The following table lists the metrics for Airflow Counters
Name Description
<job_name>_start Number of started <job_name> job. For example, SchedulerJob, LocalTaskJob.
<job_name>_end Number of ended <job_name> job. For example, SchedulerJob, LocalTaskJob.
<job_name>_heartbeat_failure Number of failed Heartbeats for a <job_name> job. For example, SchedulerJob, LocalTaskJob.
local_task_job.task_exit.<job_id>.<dag_id>.<task_id>.<return_code> Number of LocalTaskJob terminations with a <return_code> while running a task <task_id> of a DAG <dag_id>.
operator_failures_<operator_name> Operator <operator_name> failures.
operator_successes_<operator_name> Operator <operator_name> successes.
ti_failures Overall task instance failures.
ti_successes Overall task instance successes.
previously_succeeded Number of previously succeeded task instances.
zombies_killed Zombie tasks killed.
scheduler_heartbeat Scheduler heartbeats.
dag_processing.processes Number of currently running DAG parsing processes.
dag_processing.processor_timeouts Number of file processors that have been killed due to long time.
dag_file_processor_timeouts Number of file processors that have been killed due to long time.
dag_processing.manager_stalls Number of stalled DagFileProcessorManager.
dag_file_refresh_error Number of failures loading any DAG files.
scheduler.tasks.killed_externally Number of tasks killed externally.
scheduler.orphaned_tasks.cleared Number of Orphaned tasks cleared by the Scheduler.
scheduler.orphaned_tasks.adopted Number of Orphaned tasks adopted by the Scheduler.
scheduler.critical_section_busy Count of times a scheduler process tried to get a lock on the critical section (needed to send tasks to the executor) and found it locked by another process.
sla_missed Number of SLA misses.
sla_callback_notification_failure Number of failed SLA miss callback notification attempts.
sla_email_notification_failure Number of failed SLA miss email notification attempts.
ti.start.<dag_id>.<task_id> Number of started task in a given dag.
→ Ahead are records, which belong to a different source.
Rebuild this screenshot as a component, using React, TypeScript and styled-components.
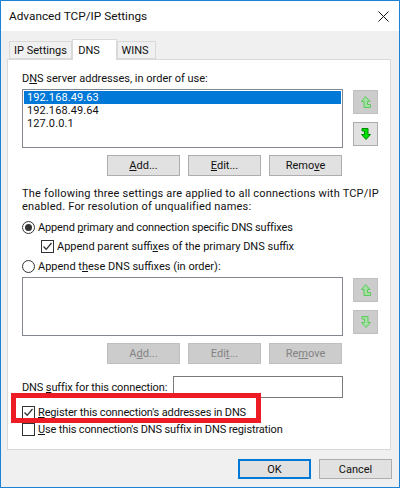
import styled, { createGlobalStyle } from "styled-components";

const GlobalStyle = createGlobalStyle`
  html, body {
    margin: 0;
    padding: 0;
    background: #f0f0f0;
  }
  * {
    box-sizing: border-box;
  }
`;

const Win = styled.div`
  position: relative;
  width: 400px;
  height: 488px;
  display: flex;
  flex-direction: column;
  background: #f0f0f0;
  border: 1px solid #1883d7;
  font-family: Roboto, "Liberation Sans", sans-serif;
  font-size: 11px;
  line-height: 13px;
  color: #111;
`;

const TitleBar = styled.div`
  height: 30px;
  display: flex;
  align-items: center;
  justify-content: space-between;
  background: #fff;
  padding: 0 10px 0 8px;
  font-size: 11.8px;
`;

const TabStrip = styled.div`
  display: flex;
  align-items: flex-end;
  height: 28px;
  margin-left: 8px;
`;

const Tab = styled.div<{ $active?: boolean; $w: number; $shift?: number }>`
  position: relative;
  width: ${(p) => p.$w}px;
  height: ${(p) => (p.$active ? 21 : 18)}px;
  margin-bottom: ${(p) => (p.$active ? -1 : 0)}px;
  padding-right: ${(p) => p.$shift || 0}px;
  display: flex;
  align-items: center;
  justify-content: center;
  background: ${(p) => (p.$active ? "#fff" : "#f0f0f0")};
  border: 1px solid #d9d9d9;
  border-bottom: ${(p) => (p.$active ? "none" : "1px solid #d9d9d9")};
  z-index: ${(p) => (p.$active ? 1 : 0)};
`;

const Panel = styled.div`
  width: 384px;
  height: 391px;
  margin-left: 6px;
  padding: 12px 0 0 14px;
  background: #fff;
  border: 1px solid #d9d9d9;
  display: flex;
  flex-direction: column;
`;

const Label = styled.div`
  height: 13px;
  white-space: nowrap;
`;

const ListRow = styled.div<{ $top: number }>`
  display: flex;
  gap: 10px;
  margin-top: ${(p) => p.$top}px;
`;

const ListBox = styled.div`
  width: 321px;
  height: 59px;
  padding: 1px;
  background: #fff;
  border: 1px solid #828790;
`;

const ListItem = styled.div<{ $selected?: boolean }>`
  height: 13px;
  padding-left: 3px;
  line-height: 13px;
  letter-spacing: 0.1px;
  color: ${(p) => (p.$selected ? "#fff" : "#111")};
  background: ${(p) => (p.$selected ? "#0078d7" : "transparent")};
`;

const ArrowColumn = styled.div`
  display: flex;
  flex-direction: column;
  gap: 8px;
  padding-top: 1px;
`;

const ArrowButton = styled.div<{ $dim?: boolean }>`
  width: 25px;
  height: 24px;
  display: flex;
  align-items: center;
  justify-content: center;
  background: ${(p) => (p.$dim ? "#cccccc" : "#e1e1e1")};
  border: 1px solid ${(p) => (p.$dim ? "#bfbfbf" : "#adadad")};
`;

const ButtonRow = styled.div`
  display: flex;
  justify-content: flex-end;
  gap: 8px;
  width: 320px;
  margin-top: 7px;
`;

const Button = styled.div<{ $disabled?: boolean; $primary?: boolean }>`
  width: 73px;
  height: 21px;
  display: flex;
  align-items: center;
  justify-content: center;
  background: ${(p) => (p.$disabled ? "#cccccc" : "#e1e1e1")};
  color: ${(p) => (p.$disabled ? "#838383" : "#111")};
  border: ${(p) =>
    p.$primary ? "2px solid #0078d7" : p.$disabled ? "1px solid #bfbfbf" : "1px solid #adadad"};
`;

const Para = styled.div`
  margin-top: 11px;
  white-space: nowrap;
  letter-spacing: 0.2px;
`;

const OptionRow = styled.div<{ $top: number; $indent?: number; $track?: number }>`
  display: flex;
  align-items: center;
  gap: 3px;
  height: 13px;
  margin-top: ${(p) => p.$top}px;
  margin-left: ${(p) => p.$indent || 0}px;
  letter-spacing: ${(p) => p.$track || 0}px;
  white-space: nowrap;
`;

const Radio = styled.span<{ $on?: boolean }>`
  width: 13px;
  height: 13px;
  flex: none;
  border-radius: 50%;
  border: 1px solid #333;
  background: #fff;
  display: flex;
  align-items: center;
  justify-content: center;
  &::after {
    content: "";
    width: 7px;
    height: 7px;
    border-radius: 50%;
    background: ${(p) => (p.$on ? "#333" : "transparent")};
  }
`;

const Check = styled.span`
  width: 13px;
  height: 13px;
  flex: none;
  border: 1px solid #333;
  background: #fff;
  display: flex;
`;

const SuffixRow = styled.div`
  display: flex;
  align-items: center;
  justify-content: space-between;
  width: 321px;
  height: 22px;
  margin-top: 12px;
  letter-spacing: -0.12px;
  white-space: nowrap;
`;

const SuffixInput = styled.div`
  width: 170px;
  height: 22px;
  background: #fff;
  border: 1px solid #7a7a7a;
`;

const Footer = styled.div`
  display: flex;
  justify-content: flex-end;
  gap: 8px;
  margin-top: 9px;
  padding-right: 7px;
`;

const DialogButton = styled(Button)`
  height: 20px;
`;

const Highlight = styled.div`
  position: absolute;
  left: 10px;
  top: 392px;
  width: 250px;
  height: 30px;
  border: 5px solid #ed1c24;
  pointer-events: none;
`;

const Key = styled.u`
  text-underline-offset: 1px;
`;

const CloseIcon = () => (
  <svg width="11" height="11" viewBox="0 0 11 11">
    <path d="M0.5 0.5L10.5 10.5M10.5 0.5L0.5 10.5" stroke="#111" strokeWidth="1" fill="none" />
  </svg>
);

const Tick = () => (
  <svg width="11" height="11" viewBox="0 0 11 11">
    <path d="M1.5 5.5L4.2 8.3L9.5 2" stroke="#333" strokeWidth="1.3" fill="none" />
  </svg>
);

const ArrowIcon = ({ down, pale }: { down?: boolean; pale?: boolean }) => (
  <svg width="10" height="12" viewBox="0 0 10 12">
    <path
      d={
        down
          ? "M1 0.5H7V6.5H9.5L5 11.5L0.5 6.5H3.5V3H1Z"
          : "M4.5 0.5L9 5.5H6.5V8.5H9.5V11.5H3V5.5H0.5Z"
      }
      fill={pale || !down ? "#a5dfa5" : "#00e000"}
      stroke={pale || !down ? "#5acb5a" : "#008a00"}
      strokeWidth="1"
    />
  </svg>
);

const App = () => {
  return (
    <>
      <GlobalStyle />
      <Win>
        <TitleBar>
          <span>Advanced TCP/IP Settings</span>
          <CloseIcon />
        </TitleBar>
        <TabStrip>
          <Tab $w={63}>IP Settings</Tab>
          <Tab $active $w={45} $shift={11}>DNS</Tab>
          <Tab $w={39} $shift={3}>WINS</Tab>
        </TabStrip>
        <Panel>
          <Label>
            D<Key>N</Key>S server addresses, in order of use:
          </Label>
          <ListRow $top={4}>
            <ListBox>
              <ListItem $selected>192.168.49.63</ListItem>
              <ListItem>192.168.49.64</ListItem>
              <ListItem>127.0.0.1</ListItem>
            </ListBox>
            <ArrowColumn>
              <ArrowButton $dim><ArrowIcon /></ArrowButton>
              <ArrowButton><ArrowIcon down /></ArrowButton>
            </ArrowColumn>
          </ListRow>
          <ButtonRow>
            <Button><span><Key>A</Key>dd...</span></Button>
            <Button><span><Key>E</Key>dit...</span></Button>
            <Button><span>Remo<Key>v</Key>e</span></Button>
          </ButtonRow>
          <Para>
            The following three settings are applied to all connections with TCP/IP
            <br />
            enabled. For resolution of unqualified names:
          </Para>
          <OptionRow $top={8} $track={-0.16}>
            <Radio $on />
            <span>Append <Key>p</Key>rimary and connection specific DNS suffixes</span>
          </OptionRow>
          <OptionRow $top={6} $indent={19}>
            <Check><Tick /></Check>
            <span>Append parent suffi<Key>x</Key>es of the primary DNS suffix</span>
          </OptionRow>
          <OptionRow $top={7}>
            <Radio />
            <span>Append t<Key>h</Key>ese DNS suffixes (in order):</span>
          </OptionRow>
          <ListRow $top={4}>
            <ListBox />
            <ArrowColumn>
              <ArrowButton $dim><ArrowIcon pale /></ArrowButton>
              <ArrowButton $dim><ArrowIcon down pale /></ArrowButton>
            </ArrowColumn>
          </ListRow>
          <ButtonRow>
            <Button $disabled><span>A<Key>d</Key>d...</span></Button>
            <Button $disabled><span>Edi<Key>t</Key>...</span></Button>
            <Button $disabled><span>Re<Key>m</Key>ove</span></Button>
          </ButtonRow>
          <SuffixRow>
            <span>DNS <Key>s</Key>uffix for this connection:</span>
            <SuffixInput />
          </SuffixRow>
          <OptionRow $top={8} $track={-0.14}>
            <Check><Tick /></Check>
            <span><Key>R</Key>egister this connection's addresses in DNS</span>
          </OptionRow>
          <OptionRow $top={4} $track={-0.14}>
            <Check />
            <span><Key>U</Key>se this connection's DNS suffix in DNS registration</span>
          </OptionRow>
        </Panel>
        <Footer>
          <DialogButton $primary>OK</DialogButton>
          <DialogButton>Cancel</DialogButton>
        </Footer>
        <Highlight />
      </Win>
    </>
  );
};

export default App;
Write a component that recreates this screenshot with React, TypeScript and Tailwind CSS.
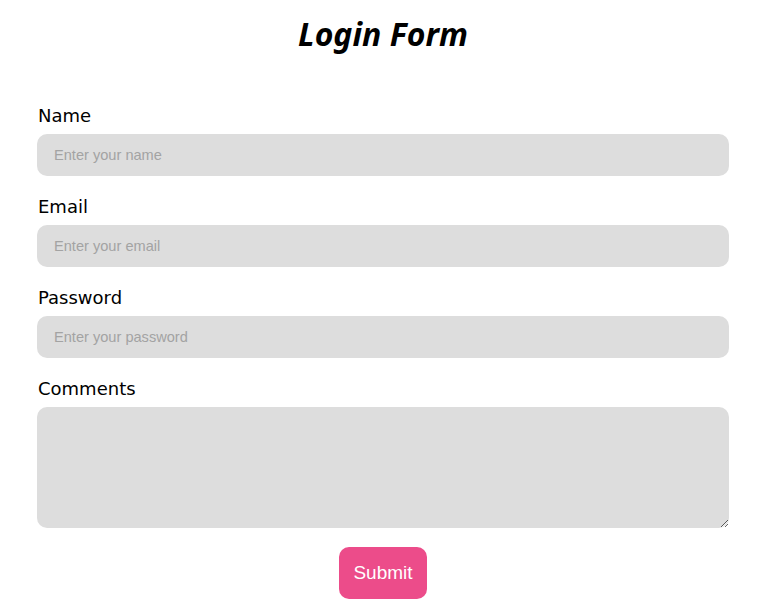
import React from "react";

export default function App() {
  const fields = [
    { label: "Name", ph: "Enter your name", type: "text" },
    { label: "Email", ph: "Enter your email", type: "email" },
    { label: "Password", ph: "Enter your password", type: "password" },
  ];
  return (
    <div className="w-[766px] h-[611px] bg-white px-[37px] pt-[13px]">
      <h1 className="text-center text-[32px] leading-[42px] font-bold italic text-black [font-family:'Noto_Sans',sans-serif]">
        Login Form
      </h1>
      <form className="mt-[48px] flex flex-col gap-[18px]" onSubmit={(e) => e.preventDefault()}>
        {fields.map((f) => (
          <div key={f.label} className="flex flex-col">
            <label className="text-[18px] leading-[24px] pt-px mb-[6px] pl-px text-black [font-family:'DejaVu_Sans',sans-serif]">
              {f.label}
            </label>
            <input
              type={f.type}
              placeholder={f.ph}
              className="h-[42px] rounded-[10px] bg-[#dddddd] pl-[17px] pr-4 pb-px text-[14.6px] outline-none placeholder:text-[#a3a3a3] [font-family:'Liberation_Sans',Arial,sans-serif]"
            />
          </div>
        ))}
        <div className="flex flex-col">
          <label className="text-[18px] leading-[24px] pt-px mb-[6px] pl-px text-black [font-family:'DejaVu_Sans',sans-serif]">
            Comments
          </label>
          <textarea className="h-[121px] rounded-[10px] bg-[#dddddd] px-4 py-2 outline-none [font-family:'Liberation_Sans',Arial,sans-serif]" />
        </div>
        <div className="flex justify-center mt-px">
          <button
            type="submit"
            className="w-[88px] h-[52px] rounded-[10px] bg-[#ec4c8a] text-white text-[19px] [font-family:'Liberation_Sans',Arial,sans-serif]"
          >
            Submit
          </button>
        </div>
      </form>
    </div>
  );
}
Similar to <job_name>_start but for task.
ti.finish.<dag_id>.<task_id>.<state> Number of completed task in a given dag. Similar to <job_name>_end but for task.
dag.callback_exceptions Number of exceptions raised from DAG callbacks. When this happens, it means DAG callback is not working.
celery.task_timeout_error Number of AirflowTaskTimeout errors raised when publishing Task to Celery Broker.
celery.execute_command.failure Number of non-zero exit code from Celery task.
task_removed_from_dag.<dag_id> Number of tasks removed for a given dag (i.e. task no longer exists in DAG).
task_restored_to_dag.<dag_id> Number of tasks restored for a given dag (i.e. task instance which was previously in REMOVED state in the DB is added to DAG file).
task_instance_created-<operator_name> Number of tasks instances created for a given Operator.
triggers.blocked_main_thread Number of triggers that blocked the main thread (likely due to not being fully asynchronous).
triggers.failed Number of triggers that errored before they could fire an event.
triggers.succeeded Number of triggers that have fired at least one event.
The following table lists the metrics for Airflow timers.
Name Description
dagrun.dependency-check.<dag_id> Milliseconds taken to check DAG dependencies.
dag.<dag_id>.<task_id>.duration Milliseconds taken to finish a task.
dag_processing.last_duration.<dag_file> Milliseconds taken to load the given DAG file.
dagrun.duration.success.<dag_id> Seconds taken for a DagRun to reach success state.
dagrun.duration.failed.<dag_id> Milliseconds taken for a DagRun to reach failed state.
dagrun.schedule_delay.<dag_id> Seconds of delay between the scheduled DagRun start date and the actual DagRun start date.
scheduler.critical_section_duration Milliseconds spent in the critical section of scheduler loop, only a single scheduler can enter this loop at a time.
scheduler.critical_section_query_duration Milliseconds spent running the critical section task instance query.
scheduler.scheduler_loop_duration Milliseconds spent running one scheduler loop.
dagrun.<dag_id>.first_task_scheduling_delay Seconds elapsed between first task start_date and dagrun expected start.
collect_db_dags Milliseconds taken for fetching all Serialized Dags from DB.